NFL's electrifying Chargers try to put defensive house in order

Too often in the past the San Diego Chargers have been a General Motors luxury car on offense and a windup toy on defense. For example, the 1982 Chargers were No. 1 in the National Football League in total offense for the third consecutive year. Defensively they ranked 25th overall.

But if you can believe the propaganda coming out of San Diego's training camp , the Chargers are indeed engaged in making the necessary adjustments that will improve them defensively. During the off-season they both traded and drafted for defensive strength that promises to make them tougher against the run and much stingier against the pass.

Coach Don Coryell has also announced that he is totally committed to a 3-4 defensive alignment up front after experimenting with both 3-4 and 4-3 sets there last year. Switching back and forth in 1982 caused confusion and did not generate the proper enthusiasm among the players, who had to try to make it work. And sometimes harmony and esprit de corps can provide more tackles than two teams of crack middle linebackers.

Coryell has a locker room of defensive players who will be competing against each other for regular positions. One of the prize rookies is 6 ft. 3 in., 230 -lb. Billy Ray Smith Jr., of Arkansas, who is projected as an inside linebacker. Smith was the first defensive star selected in the 1983 draft and the fifth player taken overall.

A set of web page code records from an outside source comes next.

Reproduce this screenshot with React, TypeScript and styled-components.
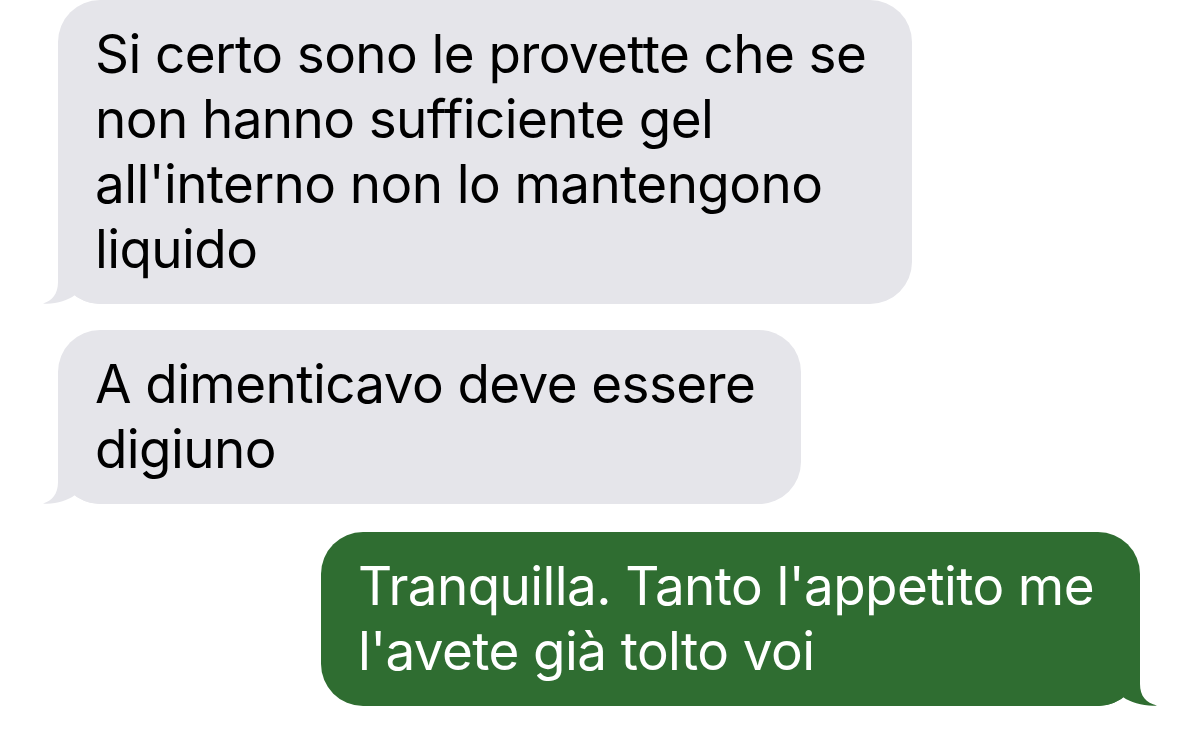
import React from "react";
import styled, { createGlobalStyle } from "styled-components";

const GlobalStyle = createGlobalStyle`
  html, body {
    margin: 0;
    padding: 0;
    background: #ffffff;
  }
  body {
    font-family: Inter, "Noto Sans", "Liberation Sans", sans-serif;
    -webkit-font-smoothing: antialiased;
  }
`;

const GRAY = "#e5e5ea";
const GREEN = "#2f6d31";

const Thread = styled.div`
  width: 1200px;
  height: 729px;
  overflow: hidden;
  display: flex;
  flex-direction: column;
  padding: 0 60px 0 58px;
  box-sizing: border-box;
`;

const Row = styled.div<{ $mine?: boolean; $gap: number }>`
  display: flex;
  justify-content: ${(p) => (p.$mine ? "flex-end" : "flex-start")};
  margin-top: ${(p) => p.$gap}px;
`;

const Bubble = styled.div<{ $mine?: boolean }>`
  position: relative;
  background: ${(p) => (p.$mine ? GREEN : GRAY)};
  color: ${(p) => (p.$mine ? "#ffffff" : "#000000")};
  border-radius: 42px;
  padding: 22px 46px 22px 37px;
  font-size: 53px;
  line-height: 65px;
  letter-spacing: -0.6px;
  white-space: nowrap;
`;

const Line = styled.span`
  position: relative;
  z-index: 1;
  display: block;
`;

const Tail = styled.svg<{ $mine?: boolean }>`
  position: absolute;
  z-index: 0;
  bottom: 0;
  width: 62px;
  height: 50px;
  ${(p) =>
    p.$mine ? "right: -17px; transform: scaleX(-1);" : "left: -15px;"}
  pointer-events: none;
`;

function BubbleTail({ mine }: { mine?: boolean }) {
  const e = mine ? 17 : 15;
  return (
    <Tail $mine={mine} viewBox="0 0 62 50">
      <path
        d={`M${e} 0 L${e} 28 C${e} 40 ${e - 6} 47 0 49.5 C12 50.5 ${e + 9} 47 ${e + 17} 41 C${e + 25} 48 ${e + 35} 50 62 50 L62 0 Z`}
        fill={mine ? GREEN : GRAY}
      />
    </Tail>
  );
}

interface MessageProps {
  lines: string[];
  mine?: boolean;
  gap: number;
}

function Message({ lines, mine, gap }: MessageProps) {
  return (
    <Row $mine={mine} $gap={gap}>
      <Bubble $mine={mine}>
        <BubbleTail mine={mine} />
        {lines.map((l, i) => (
          <Line key={i}>{l}</Line>
        ))}
      </Bubble>
    </Row>
  );
}

export default function App() {
  return (
    <>
      <GlobalStyle />
      <Thread>
        <Message
          gap={0}
          lines={[
            "Si certo sono le provette che se",
            "non hanno sufficiente gel",
            "all'interno non lo mantengono",
            "liquido",
          ]}
        />
        <Message gap={26} lines={["A dimenticavo deve essere", "digiuno"]} />
        <Message
          mine
          gap={28}
          lines={["Tranquilla. Tanto l'appetito me", "l'avete già tolto voi"]}
        />
      </Thread>
    </>
  );
}
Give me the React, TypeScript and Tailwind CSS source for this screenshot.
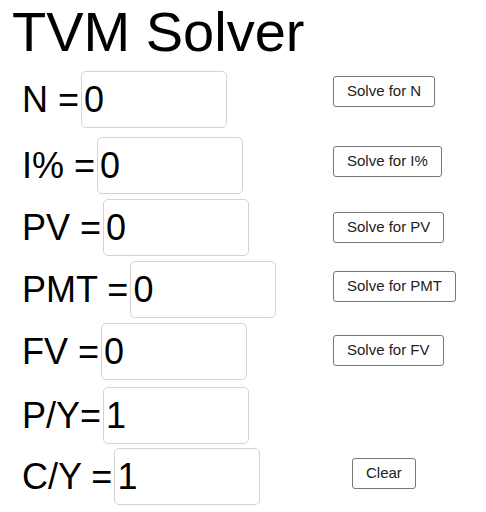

His father, Billy Ray Sr., played 14 years with the Baltimore Colts and was an all-pro defensive tackle. The son, who started 48 games during his four years at Arkansas, is reputed to be just as tough. He didn't take any easy academic ride, either, graduating with a degree in finance and banking.

Prior to the '83 draft, the Chargers gave up a fourth- and an eighth-round pick to the Chicago Bears for cornerback Reuben Henderson, strengthening another spot that San Diego tried to defend last year with mannequins dressed as football players.

While San Diego probably will still have 50 fewer defenses than Tom Landry's Dallas Cowboys, many of the concepts will be the same. Basically it all comes down to execution and desire anyway, and this year Chargers' defensive coordinator Tom Bass says he senses a feeling of pride in his unit that wasn't there last season.

Offensively the Chargers invariably have the best aerial show in football. In quarterback Dan Fouts, Coryell has a passer who can throw short or deep, over the middle or to the sidelines, and can also frequently out-think the opposition. In the last 64 games Fouts has started for San Diego, the Chargers have won better than 70 percent of the time.

Of course Dan also has three of the NFL's best pass receivers in Wes Chandler , Charlie Joiner, and Kellen Winslow. Chandler, whose speed makes him a constant long bomb threat, averaged 129 yards per game during the strike-abbreviated 1982 season on 49 catches. Winslow led the American Conference in passes caught for the third straight year with 54. Joiner, the 15-year veteran whose 531 lifetime catches rank him ninth on the NFL's all-time receiving list, grabbed 36 aerials last season.

But the Main Man is still Fouts, who is not known for his speed or ability to scramble, but rather for a combination of intelligence, stamina, and mental toughness to go along with his ability to hit his receivers so consistently.

The fact that San Diego uses the pass the way most teams rely on the running game makes Fouts highly visible. Even though most league scouts consider Dan's throwing arm no more than average, they are quick to rave about his ability to put just the right speed and loft on the football.

The man who took the rough edges off Fouts at the pro level was Bill Walsh, the current head coach of the San Francisco 49ers, who became offensive coordinator for the Chargers in 1976. Though Walsh stayed in San Diego only one year before taking the head job at Stanford, he worked to improve Dan's mechanics and also taught him how to read defenses and when to change plays at the line of scrimmage.

Even before they raided the United States Football League to sign running back Gary Anderson of the Tampa Bay Bandits, the Chargers were already a Super Bowl-caliber team offensively. But until this year, they never seemed to have their defensive priorities straight. They still might not, although all their efforts in that direction so far seem to make sense.